INSTRUCTIONS FOR THE TASK: Produce a word-for-word copy of the listing below without its pictures.

DATA PROVIDED:
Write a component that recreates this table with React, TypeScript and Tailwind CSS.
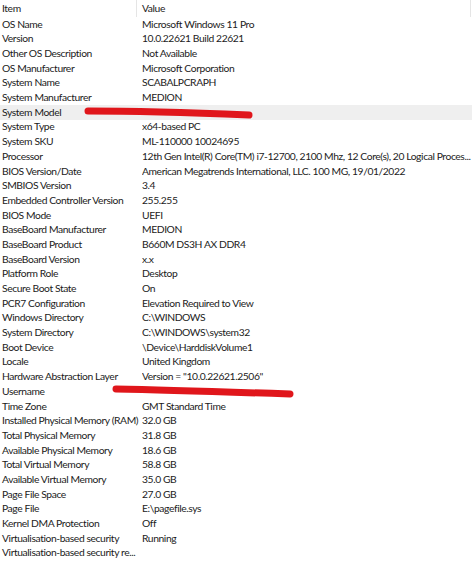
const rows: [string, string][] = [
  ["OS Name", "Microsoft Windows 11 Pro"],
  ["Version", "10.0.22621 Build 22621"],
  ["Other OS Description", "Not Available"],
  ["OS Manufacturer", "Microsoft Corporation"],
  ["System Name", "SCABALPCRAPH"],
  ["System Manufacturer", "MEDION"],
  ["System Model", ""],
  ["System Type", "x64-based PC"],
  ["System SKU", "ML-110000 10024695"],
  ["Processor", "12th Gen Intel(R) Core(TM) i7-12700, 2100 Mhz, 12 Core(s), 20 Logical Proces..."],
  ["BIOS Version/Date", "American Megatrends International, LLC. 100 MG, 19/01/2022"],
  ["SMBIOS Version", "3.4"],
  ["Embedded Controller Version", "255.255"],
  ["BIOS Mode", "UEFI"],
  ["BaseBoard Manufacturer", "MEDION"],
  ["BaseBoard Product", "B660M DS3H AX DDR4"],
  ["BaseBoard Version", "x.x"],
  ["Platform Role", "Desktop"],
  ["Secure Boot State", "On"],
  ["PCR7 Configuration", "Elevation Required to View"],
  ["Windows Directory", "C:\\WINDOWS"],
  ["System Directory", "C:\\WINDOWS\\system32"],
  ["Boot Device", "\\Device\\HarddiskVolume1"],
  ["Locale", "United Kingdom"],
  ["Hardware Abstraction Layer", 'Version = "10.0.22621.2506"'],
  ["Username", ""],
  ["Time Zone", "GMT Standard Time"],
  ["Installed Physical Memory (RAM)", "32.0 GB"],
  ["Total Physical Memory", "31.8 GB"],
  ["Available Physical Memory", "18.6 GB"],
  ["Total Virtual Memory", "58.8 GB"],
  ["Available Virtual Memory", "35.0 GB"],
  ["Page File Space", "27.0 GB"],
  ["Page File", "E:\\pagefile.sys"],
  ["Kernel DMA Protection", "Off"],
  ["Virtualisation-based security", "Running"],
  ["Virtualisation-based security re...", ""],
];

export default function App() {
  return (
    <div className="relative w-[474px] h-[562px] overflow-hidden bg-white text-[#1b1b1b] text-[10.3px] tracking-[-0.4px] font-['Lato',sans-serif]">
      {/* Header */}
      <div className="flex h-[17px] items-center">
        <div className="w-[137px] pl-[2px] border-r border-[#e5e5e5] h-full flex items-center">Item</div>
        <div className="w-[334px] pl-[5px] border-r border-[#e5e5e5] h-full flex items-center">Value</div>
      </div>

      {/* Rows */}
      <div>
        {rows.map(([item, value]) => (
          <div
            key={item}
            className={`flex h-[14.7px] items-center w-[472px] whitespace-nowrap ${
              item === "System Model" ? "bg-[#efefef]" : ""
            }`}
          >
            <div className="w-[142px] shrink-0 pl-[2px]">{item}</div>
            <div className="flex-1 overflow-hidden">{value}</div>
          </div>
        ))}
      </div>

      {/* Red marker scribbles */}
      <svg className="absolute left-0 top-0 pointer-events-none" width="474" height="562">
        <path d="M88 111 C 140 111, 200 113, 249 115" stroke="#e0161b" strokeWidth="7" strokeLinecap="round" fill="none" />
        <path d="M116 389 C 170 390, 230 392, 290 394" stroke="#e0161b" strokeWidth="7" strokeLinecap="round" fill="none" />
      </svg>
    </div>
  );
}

SOLUTION:
Write a component that recreates this table with React, TypeScript and Tailwind CSS.
const rows: [string, string][] = [
  ["OS Name", "Microsoft Windows 11 Pro"],
  ["Version", "10.0.22621 Build 22621"],
  ["Other OS Description", "Not Available"],
  ["OS Manufacturer", "Microsoft Corporation"],
  ["System Name", "SCABALPCRAPH"],
  ["System Manufacturer", "MEDION"],
  ["System Model", ""],
  ["System Type", "x64-based PC"],
  ["System SKU", "ML-110000 10024695"],
  ["Processor", "12th Gen Intel(R) Core(TM) i7-12700, 2100 Mhz, 12 Core(s), 20 Logical Proces..."],
  ["BIOS Version/Date", "American Megatrends International, LLC. 100 MG, 19/01/2022"],
  ["SMBIOS Version", "3.4"],
  ["Embedded Controller Version", "255.255"],
  ["BIOS Mode", "UEFI"],
  ["BaseBoard Manufacturer", "MEDION"],
  ["BaseBoard Product", "B660M DS3H AX DDR4"],
  ["BaseBoard Version", "x.x"],
  ["Platform Role", "Desktop"],
  ["Secure Boot State", "On"],
  ["PCR7 Configuration", "Elevation Required to View"],
  ["Windows Directory", "C:\\WINDOWS"],
  ["System Directory", "C:\\WINDOWS\\system32"],
  ["Boot Device", "\\Device\\HarddiskVolume1"],
  ["Locale", "United Kingdom"],
  ["Hardware Abstraction Layer", 'Version = "10.0.22621.2506"'],
  ["Username", ""],
  ["Time Zone", "GMT Standard Time"],
  ["Installed Physical Memory (RAM)", "32.0 GB"],
  ["Total Physical Memory", "31.8 GB"],
  ["Available Physical Memory", "18.6 GB"],
  ["Total Virtual Memory", "58.8 GB"],
  ["Available Virtual Memory", "35.0 GB"],
  ["Page File Space", "27.0 GB"],
  ["Page File", "E:\\pagefile.sys"],
  ["Kernel DMA Protection", "Off"],
  ["Virtualisation-based security", "Running"],
  ["Virtualisation-based security re...", ""],
];

export default function App() {
  return (
    <div className="relative w-[474px] h-[562px] overflow-hidden bg-white text-[#1b1b1b] text-[10.3px] tracking-[-0.4px] font-['Lato',sans-serif]">
      {/* Header */}
      <div className="flex h-[17px] items-center">
        <div className="w-[137px] pl-[2px] border-r border-[#e5e5e5] h-full flex items-center">Item</div>
        <div className="w-[334px] pl-[5px] border-r border-[#e5e5e5] h-full flex items-center">Value</div>
      </div>

      {/* Rows */}
      <div>
        {rows.map(([item, value]) => (
          <div
            key={item}
            className={`flex h-[14.7px] items-center w-[472px] whitespace-nowrap ${
              item === "System Model" ? "bg-[#efefef]" : ""
            }`}
          >
            <div className="w-[142px] shrink-0 pl-[2px]">{item}</div>
            <div className="flex-1 overflow-hidden">{value}</div>
          </div>
        ))}
      </div>

      {/* Red marker scribbles */}
      <svg className="absolute left-0 top-0 pointer-events-none" width="474" height="562">
        <path d="M88 111 C 140 111, 200 113, 249 115" stroke="#e0161b" strokeWidth="7" strokeLinecap="round" fill="none" />
        <path d="M116 389 C 170 390, 230 392, 290 394" stroke="#e0161b" strokeWidth="7" strokeLinecap="round" fill="none" />
      </svg>
    </div>
  );
}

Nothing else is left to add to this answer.